Our adventure of the day was visiting a famous monastery that houses over 1,000 monks. You don’t realize how many 1,000 is until you watch them line up for lunch. They just kept coming and coming, quietly lining up in two lines side by side. Unlike any lines I was ever in, these were two very orderly. Nobody cut. Nobody spoke out of turn. There was no talking at all. The only thing I heard was the faint grumbling of their stomachs.
This would have been interesting enough except we got a behind the scenes look at their lives. It turns out that signing up for monkhood is not a lifetime commitment. A monk can be in the monastery for a week, month or years. They can leave the monastery when they wish and then return in the future. Our guide was a four-time dropout. Impressive.

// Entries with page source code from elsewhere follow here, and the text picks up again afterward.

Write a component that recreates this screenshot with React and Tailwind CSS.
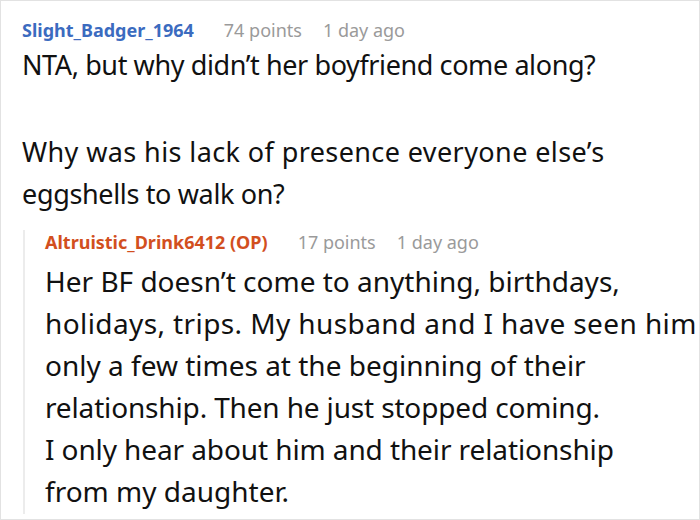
const font = { fontFamily: '"Noto Sans", "Open Sans", sans-serif' };

const Meta = ({ name, nameClass, points, ago }) => (
  <div className="flex items-baseline text-[18px] leading-[24px]">
    <span className={`font-bold ${nameClass}`}>{name}</span>
    <span className="ml-[30px] text-[#9a9a9a]">{points}</span>
    <span className="ml-[21px] text-[#9a9a9a]">{ago}</span>
  </div>
);

export default function App() {
  const reply = [
    ["Her BF doesn\u2019t come to anything, birthdays,", ""],
    ["holidays, trips. My husband and I have seen him", "tracking-[0.4px]"],
    ["only a few times at the beginning of their", ""],
    ["relationship. Then he just stopped coming.", "tracking-[-0.15px]"],
    ["I only hear about him and their relationship", "tracking-[-0.1px]"],
    ["from my daughter.", ""],
  ];

  return (
    <div
      className="w-[700px] h-[520px] bg-white border border-[#e2e2e2] overflow-hidden"
      style={font}
    >
      <div className="pl-[21px] pt-[17px]">
        <Meta name="Slight_Badger_1964" nameClass="text-[#3b6bbf]" points="74 points" ago="1 day ago" />
        <div className="mt-[3px] text-[27px] leading-[40px] text-[#111]">
          <p className="tracking-[-0.4px]">NTA, but why didn’t her boyfriend come along?</p>
          <p className="mt-[47px] tracking-[0.4px]">Why was his lack of presence everyone else’s</p>
          <p className="mt-[2px] tracking-[-0.35px]">eggshells to walk on?</p>
        </div>

        <div className="mt-[16px] ml-[1px] border-l-2 border-[#ececec] pl-[20px] pb-[2px]">
          <Meta name="Altruistic_Drink6412 (OP)" nameClass="text-[#d24f1e]" points="17 points" ago="1 day ago" />
          <div className="mt-[6px] text-[28px] leading-[42px] text-[#111]">
            {reply.map(([l, t]) => (
              <p key={l} className={`whitespace-nowrap ${t}`}>{l}</p>
            ))}
          </div>
        </div>
      </div>
    </div>
  );
}
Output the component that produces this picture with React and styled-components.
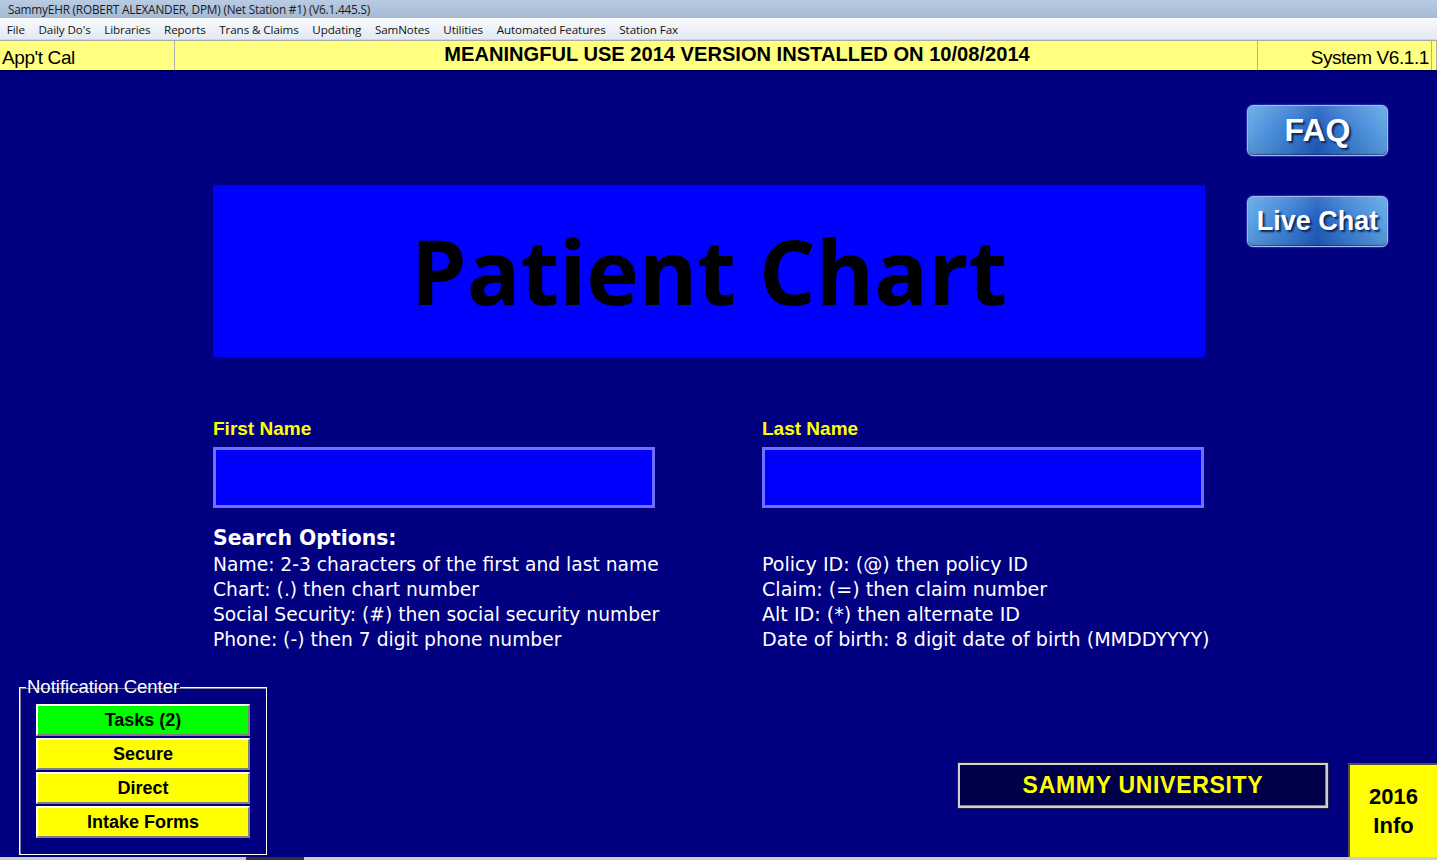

As you can see a monk is dressed in a red toga-like outfit. You would think it would take just a few seconds to get dressed and go. But, no. Not even close. We were fortunate to have a junior monk demonstrate getting dressed. What an ordeal. There were more steps than on assembly instructions for a child’s playhouse. After a few moments he declared himself dressed. I think a bathroom roble would be more efficient and look almost as good.
After reviewing the kitchen (more like a warehouse) we came across a senior monk who demonstrated ringing the three bells, one for meal time, prayer time, and school time. He didn’t actually ring any of the bells but did show us how he would ring them. He spoke no English so we did not understand anything he said. Actually he said nothing. These monks did not talk.
And remember, its all about the light, even the eternal Buddhist light of the monks!